The United States Attorney General, through the BOP, is responsible for calculating federal sentences of imprisonment. United States v. Wilson, 503 U.S. 329, 334-35 (1992). When calculating a sentence, the BOP must first determine when the sentence commenced. 18 U.S.C. § 3585(a). The BOP must then determine whether the defendant is entitled to credit for time spent in pretrial custody. Id. § 3585(b). In this case, the BOP determined that Petitioner's sentence commenced on March 24, 2000, and that Petitioner was entitled to four days-not five years-of credit. (Doc. 13-2 at 17.) Both determinations are correct.

A. Commencement of Sentence.

“A sentence to a term of imprisonment commences on the date the defendant is received in custody awaiting transportation to . . . the official detention facility at which the sentence is to be served.” 18 U.S.C. § 3585(a). As used in the statute, the term “custody” means “that the federal government has both physical custody of the defendant and the primary jurisdiction necessary to enforce the federal sentence.” Johnson v. Gill, 883 F.3d 756, 764 (9th Cir. 2018). Here, Petitioner was not in the Government's physical custody “awaiting transportation to . . . the official detention facility” until March 24, 2000, when the state turned him over to federal authorities. (Doc. 13-2 at 14.)
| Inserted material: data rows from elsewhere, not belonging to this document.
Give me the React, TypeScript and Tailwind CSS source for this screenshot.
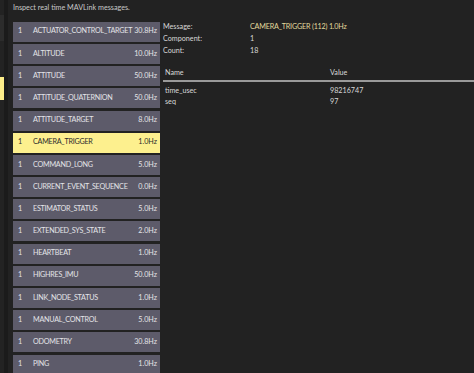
const rows: [string, string][] = [
  ["ACTUATOR_CONTROL_TARGET", "30.8Hz"],
  ["ALTITUDE", "10.0Hz"],
  ["ATTITUDE", "50.0Hz"],
  ["ATTITUDE_QUATERNION", "50.0Hz"],
  ["ATTITUDE_TARGET", "8.0Hz"],
  ["CAMERA_TRIGGER", "1.0Hz"],
  ["COMMAND_LONG", "5.0Hz"],
  ["CURRENT_EVENT_SEQUENCE", "0.0Hz"],
  ["ESTIMATOR_STATUS", "5.0Hz"],
  ["EXTENDED_SYS_STATE", "2.0Hz"],
  ["HEARTBEAT", "1.0Hz"],
  ["HIGHRES_IMU", "50.0Hz"],
  ["LINK_NODE_STATUS", "1.0Hz"],
  ["MANUAL_CONTROL", "5.0Hz"],
  ["ODOMETRY", "30.8Hz"],
  ["PING", "1.0Hz"],
];

const selected = "CAMERA_TRIGGER";

function Sidebar() {
  return (
    <div className="flex w-[8px] shrink-0">
      <div className="flex w-[4px] flex-col bg-[#232323]">
        <div className="h-[15px]" />
        <div className="h-[26px] bg-[#2c2c2c]" />
        <div className="h-[36px]" />
        <div className="h-[23px] bg-[#fdee8a]" />
        <div className="flex-1" />
      </div>
      <div className="w-[4px] bg-[#1b1b1b]" />
    </div>
  );
}

function MessageRow({ name, rate }: { name: string; rate: string }) {
  const active = name === selected;
  return (
    <div
      className={
        active
          ? "flex h-[20px] shrink-0 items-center bg-[#fdf08e] pr-[3px] text-[#2b2b2b]"
          : "flex h-[20px] shrink-0 items-center bg-[#5d5b6a] pr-[3px] text-[#e4e4e8]"
      }
    >
      <span className="w-[20px] shrink-0 pl-[5px]">1</span>
      <span className="flex-1 tracking-[-0.25px]">{name}</span>
      <span className="shrink-0">{rate}</span>
    </div>
  );
}

export default function App() {
  return (
    <div className="flex h-[373px] w-[474px] overflow-hidden bg-[#222222] font-['Lato',sans-serif] text-[7.2px] text-[#d8d8d8]">
      <Sidebar />
      <div className="flex flex-1 flex-col pl-[5px]">
        <p className="pt-[3px] text-[#c8c8c8]">Inspect real time MAVLink messages.</p>
        <div className="mt-[6px] flex items-start gap-[3px]">
          <div className="mt-[2px] flex w-[147px] shrink-0 flex-col gap-[2.2px]">
            {rows.map(([n, r]) => (
              <MessageRow key={n} name={n} rate={r} />
            ))}
          </div>
          <div className="flex flex-1 flex-col">
            <div className="grid grid-cols-[87px_1fr] gap-y-[1px] pt-[1px] leading-[11px]">
              <span>Message:</span>
              <span className="tracking-[-0.2px] text-[#e3da9c]">CAMERA_TRIGGER (112) 1.0Hz</span>
              <span>Component:</span>
              <span>1</span>
              <span>Count:</span>
              <span>18</span>
            </div>
            <div className="mt-[11px] grid grid-cols-[167px_1fr] border-b-2 border-[#9a9a9a] pb-[2px] leading-[11px]">
              <span className="pl-[2px]">Name</span>
              <span>Value</span>
            </div>
            <div className="grid grid-cols-[167px_1fr] pt-[3px] leading-[11px]">
              <span className="pl-[2px]">time_usec</span>
              <span>98216747</span>
              <span className="pl-[2px]">seq</span>
              <span>97</span>
            </div>
          </div>
        </div>
      </div>
    </div>
  );
}
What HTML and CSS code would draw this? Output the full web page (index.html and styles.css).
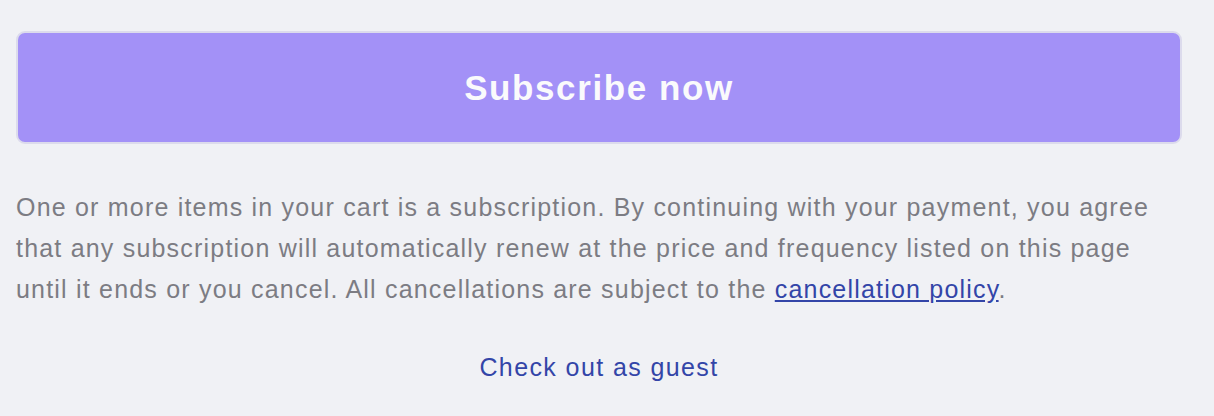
FILE: index.html
```html
<html>
<head>
<meta name="viewport" content="width=device-width, initial-scale=1">
<link rel="stylesheet" href="styles.css">
</head>
<body>
<div class="checkout">
  <button class="subscribe" type="button">Subscribe now</button>
  <p class="terms">One or more items in your cart is a subscription. By continuing with your payment, you agree that any subscription will automatically renew at the price and frequency listed on this page until it ends or you cancel. All cancellations are subject to the <a href="#">cancellation policy</a>.</p>
  <div class="guest"><a href="#">Check out as guest</a></div>
</div>
</body>
</html>
```

FILE: styles.css
```css
body{
  margin: 0;
  background: #f0f1f5;
  font-family: "Liberation Sans", Arial, sans-serif;
}
.checkout{
  width: 1166px;
  padding: 31px 0 0 16px;
}
.subscribe{
  display: block;
  width: 100%;
  height: 113px;
  background: #a391f7;
  border: 2px solid #dcdbec;
  border-radius: 9px;
  color: #fafafc;
  font-family: "Liberation Sans", Arial, sans-serif;
  font-weight: bold;
  font-size: 35px;
  letter-spacing: 1.6px;
  padding: 0;
}
.terms{
  margin: 43px 0 0;
  color: #7c7c83;
  font-size: 25px;
  line-height: 41px;
  letter-spacing: 1.2px;
}
.terms a{
  color: #3345a8;
}
.guest{
  text-align: center;
  margin-top: 43px;
  font-size: 25px;
  letter-spacing: 1.4px;
}
.guest a{
  color: #3345a8;
  text-decoration: none;
}
```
That is also the day on which the Government obtained primary jurisdiction over Petitioner. “As a general rule, the first sovereign to arrest a defendant has priority of jurisdiction for trial, sentencing, and incarceration.” Thomas v. Brewer, 923 F.2d 1361, 1365 (9th Cir. 1991). The state established primary jurisdiction over Petitioner when it arrested him in March 1995. The state's jurisdiction ended when Petitioner completed his state sentence and was turned over to federal authorities. See Johnson, 883 F.3d at 765 (stating that “[a] sovereign's priority terminates when the sentence expires”). The temporary transfers of Petitioner in 1996 and 1997 did not constitute a relinquishment of primary jurisdiction, since each of those transfers was pursuant to a writ of habeas corpus ad prosequendum or ad testificandum. See United States v. Brown, 875 F.3d 1235, 1239 (9th Cir. 2017) (stating that a defendant is “on loan” when he is transferred under a writ of habeas corpus ad prosequendum, such that “the sending state's jurisdiction over the accused continues uninterruptedly” (quoting Thomas, 923 F.2d at 1367)).
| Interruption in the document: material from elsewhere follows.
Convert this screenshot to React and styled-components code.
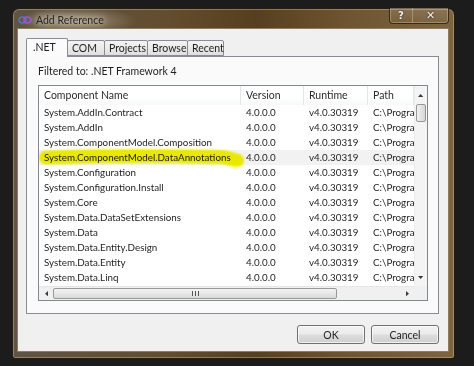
import React from 'react';
import styled, { createGlobalStyle } from 'styled-components';

const Global = createGlobalStyle`
  html, body { margin: 0; padding: 0; background: #1c1c1c; }
  body { font-family: Lato, "Noto Sans", "Liberation Sans", sans-serif; }
  #root { width: 474px; height: 366px; }
`;

const Page = styled.div`
  width: 474px;
  height: 366px;
  box-sizing: border-box;
  padding: 8px 19px 7px 12px;
  background: #1c1c1c;
  display: flex;
`;

const Window = styled.div`
  position: relative;
  flex: 1;
  display: flex;
  flex-direction: column;
  box-sizing: border-box;
  padding: 0 5px 6px 4px;
  border: 1px solid #241d13;
  border-radius: 7px 7px 3px 3px;
  background:
    radial-gradient(ellipse 60px 14px at 64px 12px, rgba(230, 220, 200, 0.45), rgba(0,0,0,0) 100%),
    linear-gradient(90deg, #5e5546 0%, #634d2f 35%, #563f20 55%, #6e5430 75%, #7d6442 100%);
  box-shadow: inset 0 0 0 1px rgba(230, 200, 150, 0.4);
`;

const TitleBar = styled.div`
  height: 21px;
  display: flex;
  align-items: center;
  gap: 4px;
  padding-left: 1px;
`;

const AppIcon = styled.svg`
  width: 14px;
  height: 8px;
  margin-top: 3px;
`;

const Title = styled.span`
  font-size: 10.5px;
  color: #2a2520;
  margin-top: 2px;
  text-shadow: 0 0 6px rgba(255, 250, 235, 0.9), 0 0 10px rgba(255, 250, 235, 0.6);
`;

const CaptionGroup = styled.div`
  position: absolute;
  top: -1px;
  right: 5px;
  display: flex;
  border: 1px solid rgba(40, 30, 15, 0.8);
  border-top: none;
  border-radius: 0 0 4px 4px;
  overflow: hidden;
  box-shadow: inset 0 0 0 1px rgba(255, 235, 200, 0.28);
`;

const CaptionButton = styled.div`
  width: ${p => p.$w}px;
  height: 15px;
  display: flex;
  align-items: center;
  justify-content: center;
  font-family: "DejaVu Sans", sans-serif;
  font-weight: bold;
  font-size: ${p => p.$fs}px;
  color: #f4f0ea;
  text-shadow: 0 0 2px rgba(0,0,0,0.7);
  background: linear-gradient(180deg, rgba(255,255,255,0.12), rgba(255,255,255,0.02));
  & + & { border-left: 1px solid rgba(255, 235, 200, 0.3); }
`;

const Client = styled.div`
  flex: 1;
  display: flex;
  flex-direction: column;
  background: #f0f0f0;
  border: 1px solid #8e7c5e;
  padding: 9px 9px 7px 8px;
  box-sizing: border-box;
`;

const TabRow = styled.div`
  display: flex;
  align-items: flex-end;
  height: 18px;
  position: relative;
  z-index: 1;
`;

const Tab = styled.div`
  box-sizing: border-box;
  width: ${p => p.$w}px;
  height: ${p => (p.$active ? 19 : 16)}px;
  margin-bottom: ${p => (p.$active ? -1 : 0)}px;
  margin-left: ${p => (p.$first ? 0 : -1)}px;
  border: 1px solid #898c95;
  border-bottom: ${p => (p.$active ? 'none' : '1px solid #898c95')};
  border-radius: 2px 2px 0 0;
  background: ${p => (p.$active ? '#fbfbfb' : 'linear-gradient(180deg, #f3f3f3 0%, #ebebeb 50%, #dedede 100%)')};
  font-size: 10.5px;
  color: #1e1e1e;
  padding: ${p => (p.$active ? '1px 0 0 6px' : '0 0 0 4px')};
  line-height: 14px;
  white-space: nowrap;
  position: relative;
  z-index: ${p => (p.$active ? 2 : 1)};
`;

const Panel = styled.div`
  height: 258px;
  box-sizing: border-box;
  border: 1px solid #898c95;
  background: #fafafa;
  padding: 7px 10px 12px 11px;
  display: flex;
  flex-direction: column;
`;

const FilterLabel = styled.div`
  font-size: 10.5px;
  color: #1e1e1e;
  height: 14px;
  line-height: 14px;
  margin-bottom: 7px;
`;

const ListView = styled.div`
  position: relative;
  height: 216px;
  box-sizing: border-box;
  border: 1px solid #828790;
  background: #ffffff;
  display: grid;
  grid-template-columns: 1fr 13px;
  grid-template-rows: 1fr 14px;
`;

const Table = styled.div`
  overflow: hidden;
  display: grid;
  grid-template-columns: 202px 63px 64px 46px;
  grid-auto-rows: 15px;
  grid-template-rows: 19px;
  font-size: 9.8px;
  color: #1e1e1e;
`;

const HeaderCell = styled.div`
  padding-left: 5px;
  font-size: 10.5px;
  line-height: 19px;
  color: #2c2c2c;
  border-right: 1px solid #e3e6ea;
  background: linear-gradient(180deg, #ffffff 0%, #ffffff 60%, #f7f8f9 100%);
  white-space: nowrap;
  overflow: hidden;
`;

const Cell = styled.div`
  padding-left: 5px;
  line-height: 15px;
  white-space: nowrap;
  overflow: hidden;
  background: ${p => (p.$hot ? '#f2f2f2' : 'transparent')};
`;

const VScroll = styled.div`
  display: flex;
  flex-direction: column;
  align-items: stretch;
  background: #f4f4f4;
  border-left: 1px solid #ececec;
`;

const ArrowBox = styled.div`
  height: ${p => p.$h}px;
  width: ${p => (p.$w ? `${p.$w}px` : 'auto')};
  display: flex;
  align-items: center;
  justify-content: center;
`;

const VThumb = styled.div`
  height: 16px;
  margin: 0 1px;
  border: 1px solid #979797;
  border-radius: 2px;
  background: linear-gradient(90deg, #f2f2f2 0%, #e4e4e4 50%, #d6d6d6 100%);
`;

const Track = styled.div`
  flex: 1;
`;

const HScroll = styled.div`
  display: flex;
  align-items: stretch;
  background: #f0f0f0;
  border-top: 1px solid #e6e6e6;
`;

const HThumb = styled.div`
  width: 282px;
  margin: 1px 0;
  border: 1px solid #999999;
  border-radius: 2px;
  background: linear-gradient(180deg, #f3f3f3 0%, #e8e8e8 50%, #d9d9d9 100%);
  display: flex;
  align-items: center;
  justify-content: center;
`;

const Corner = styled.div`
  background: #f0f0f0;
`;

const Footer = styled.div`
  display: flex;
  justify-content: flex-end;
  gap: 6px;
  margin-top: 11px;
`;

const Button = styled.div`
  width: 68px;
  height: 19px;
  box-sizing: border-box;
  border: 1px solid #707070;
  border-radius: 3px;
  background: linear-gradient(180deg, #f2f2f2 0%, #ebebeb 48%, #dddddd 52%, #cfcfcf 100%);
  box-shadow: inset 0 0 0 1px rgba(255,255,255,0.7);
  display: flex;
  align-items: center;
  justify-content: center;
  font-size: 10.5px;
  color: #1e1e1e;
`;

const Highlight = styled.svg`
  position: absolute;
  left: 0;
  top: 0;
  width: 260px;
  height: 90px;
  pointer-events: none;
  mix-blend-mode: multiply;
`;

const Tri = ({ dir }) => {
  const pts = {
    up: '0,4 3.5,0 7,4',
    down: '0,0 7,0 3.5,4',
    left: '4,0 4,7 0,3.5',
    right: '0,0 0,7 4,3.5',
  }[dir];
  const w = dir === 'up' || dir === 'down' ? 7 : 4;
  const h = dir === 'up' || dir === 'down' ? 4 : 7;
  return (
    <svg width={w * 0.75} height={h * 0.75} viewBox={`0 0 ${w} ${h}`}>
      <polygon points={pts} fill="#3a3a3a" />
    </svg>
  );
};

const names = [
  'System.AddIn.Contract',
  'System.AddIn',
  'System.ComponentModel.Composition',
  'System.ComponentModel.DataAnnotations',
  'System.Configuration',
  'System.Configuration.Install',
  'System.Core',
  'System.Data.DataSetExtensions',
  'System.Data',
  'System.Data.Entity.Design',
  'System.Data.Entity',
  'System.Data.Linq',
];

const tabs = [
  { label: '.NET', w: 42, active: true },
  { label: 'COM', w: 38 },
  { label: 'Projects', w: 44 },
  { label: 'Browse', w: 41 },
  { label: 'Recent', w: 37 },
];

export default function App() {
  return (
    <>
      <Global />
      <Page>
        <Window>
          <TitleBar>
            <AppIcon viewBox="0 0 14 8">
              <ellipse cx="4.5" cy="4" rx="3.5" ry="3" fill="none" stroke="#5a6fd0" strokeWidth="1.6" />
              <ellipse cx="9.5" cy="4" rx="3.5" ry="3" fill="none" stroke="#9a58c8" strokeWidth="1.6" />
            </AppIcon>
            <Title>Add Reference</Title>
          </TitleBar>
          <CaptionGroup>
            <CaptionButton $w={22} $fs={10}>?</CaptionButton>
            <CaptionButton $w={35} $fs={11}>✕</CaptionButton>
          </CaptionGroup>
          <Client>
            <TabRow>
              {tabs.map((t, i) => (
                <Tab key={t.label} $w={t.w} $active={t.active} $first={i === 0}>
                  {t.label}
                </Tab>
              ))}
            </TabRow>
            <Panel>
              <FilterLabel>Filtered to: .NET Framework 4</FilterLabel>
              <ListView>
                <Table>
                  <HeaderCell>Component Name</HeaderCell>
                  <HeaderCell>Version</HeaderCell>
                  <HeaderCell>Runtime</HeaderCell>
                  <HeaderCell>Path</HeaderCell>
                  {names.map((n, i) => (
                    <React.Fragment key={n}>
                      <Cell $hot={i === 3}>{n}</Cell>
                      <Cell $hot={i === 3}>4.0.0.0</Cell>
                      <Cell $hot={i === 3}>v4.0.30319</Cell>
                      <Cell $hot={i === 3}>C:\Progra</Cell>
                    </React.Fragment>
                  ))}
                </Table>
                <VScroll>
                  <ArrowBox $h={18}><Tri dir="up" /></ArrowBox>
                  <VThumb />
                  <Track />
                  <ArrowBox $h={18}><Tri dir="down" /></ArrowBox>
                </VScroll>
                <HScroll>
                  <ArrowBox $h={13} $w={14}><Tri dir="left" /></ArrowBox>
                  <HThumb>
                    <svg width="7" height="5" viewBox="0 0 7 5">
                      <path d="M0.5 0v5M3.5 0v5M6.5 0v5" stroke="#555" strokeWidth="1" />
                    </svg>
                  </HThumb>
                  <Track />
                  <ArrowBox $h={13} $w={14}><Tri dir="right" /></ArrowBox>
                </HScroll>
                <Corner />
                <Highlight viewBox="0 0 260 90">
                  <defs>
                    <filter id="soft" filterUnits="userSpaceOnUse" x="0" y="0" width="260" height="90">
                      <feGaussianBlur stdDeviation="1.1" />
                    </filter>
                  </defs>
                  <path
                    d="M7 71.5 C 60 70, 140 70, 183 71 C 192 72, 194 74.5, 198 74.5"
                    stroke="#f5f500"
                    strokeWidth="14"
                    strokeLinecap="round"
                    fill="none"
                    filter="url(#soft)"
                  />
                </Highlight>
              </ListView>
            </Panel>
            <Footer>
              <Button>OK</Button>
              <Button>Cancel</Button>
            </Footer>
          </Client>
        </Window>
      </Page>
    </>
  );
}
The cases do not address whether primary jurisdiction terminates when a prisoner is transferred under a writ of habeas corpus ad testificandum. The Court sees no reason to distinguish this type of writ from the writ of habeas corpus ad prosequendum. Under both, transfer is for a limited purpose and a limited time. See Jenny L. Devine, Sovereign v. Sovereign: Achieving Desired Sentencing Outcomes in Two Dueling Jurisdictions, 37-SPG Crim. Just. 11, 11 (2022) (“Writs of habeas corpus ad prosequendum and ad testificandum do not cause a relinquishment of custody. Writs of these sort just allow one sovereign to borrow a defendant from another sovereign for purposes of judicial economy.”).
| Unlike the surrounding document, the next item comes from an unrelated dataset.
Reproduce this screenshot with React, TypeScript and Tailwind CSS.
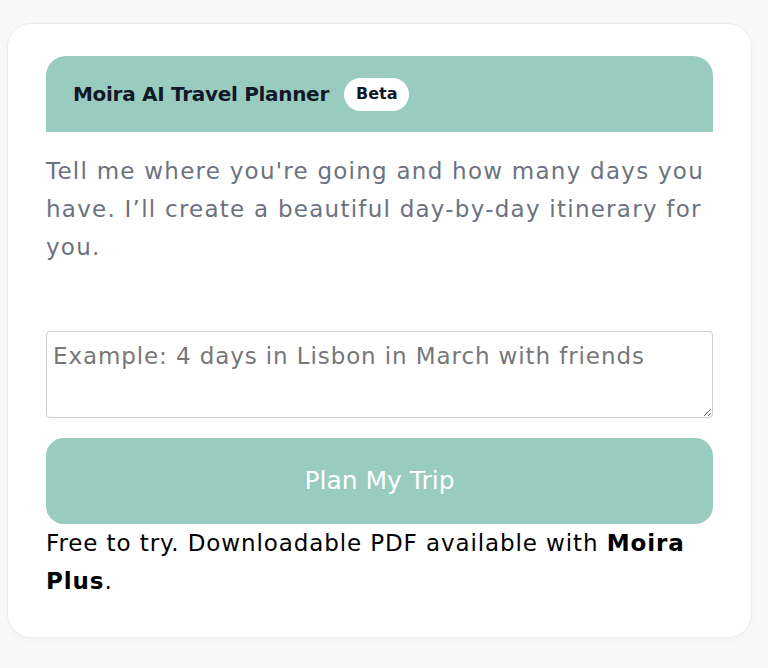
export default function App() {
  return (
    <div className="min-h-[668px] bg-[#f9f9f9] pt-[23px] pl-[7px]" style={{ fontFamily: "'DejaVu Sans', 'Noto Sans', sans-serif" }}>
      <div className="w-[745px] h-[615px] rounded-[24px] border border-[#ececec] bg-white px-[38px] pt-[32px] shadow-[0_2px_6px_rgba(0,0,0,0.03)]">
        {/* header */}
        <div className="h-[76px] rounded-t-[20px] bg-[#99cbbf] flex items-center pl-[27px] gap-[15px]">
          <span className="text-[20px] font-bold tracking-[-0.3px] text-[#111827]">Moira AI Travel Planner</span>
          <span className="h-[33px] px-[12px] rounded-full bg-white flex items-center text-[16px] font-bold text-[#111827]">Beta</span>
        </div>

        <p className="mt-[20px] text-[23px] leading-[38px] tracking-[1.25px] text-[#6b7280]">
          Tell me where you're going and how many days you have. I’ll create a beautiful day-by-day itinerary for you.
        </p>

        <textarea
          className="mt-[65px] block w-full h-[87px] rounded-[4px] border border-[#cfcfcf] px-[6px] py-[8px] text-[23px] leading-[32px] tracking-[0.9px] placeholder:text-[#777] outline-none"
          placeholder="Example: 4 days in Lisbon in March with friends"
        />

        <button className="mt-[20px] w-full h-[86px] rounded-[18px] bg-[#99cbbf] text-white text-[25px]">
          Plan My Trip
        </button>

        <p className="text-[23px] leading-[38px] tracking-[0.9px] text-black">
          Free to try. Downloadable PDF available with <b className="font-bold">Moira Plus</b>.
        </p>
      </div>
    </div>
  );
}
Therefore, the BOP correctly determined that Petitioner's federal sentence began on March 24, 2000.

B. Sentencing Credit.

“A defendant shall be given credit toward the service of a term of imprisonment for any time he has spent in official detention prior to the date the sentence commences . . . that has not been credited against another sentence.” 18 U.S.C. § 3585(b). Here, Petitioner received credit for the four days he spent in state custody after his first arrest (March 3 through March 6, 1995), as that time had not been credited towards his state sentence. (Doc. 13-2 at 17.) Petitioner was not given credit for the five years he spent in state custody following his second arrest (March 25, 1995, through March 23, 2000) because that time was credited towards his state sentence. (Id. at 14.) Under the plain language of § 3585(b), this was correct.

Petitioner argues that he was in federal custody for two years before his transfer to the Texas Department of Criminal Justice (TDCJ). However, the record does not support this argument. A TDCJ officer confirmed that Petitioner was received directly from Bexar County, and an officer of that county confirmed that Petitioner was held in continuous custody following his second arrest on March 25, 1995. (Id. at 5, 14.) Next, Petitioner points out that the United States Court of Appeals for the Fifth Circuit “has long held that a federal sentence can be imposed to run concurrently] with a future state sentence.” Although true, see United States v. Hernandez, 234 F.3d 252, 256 (5th Cir. 2000) (per curiam), this proposition does nothing to advance Petitioner's claim. The Texas district court intended that Petitioner's federal sentence run consecutively to the later-imposed state sentence. (Doc. 13-2 at 11.)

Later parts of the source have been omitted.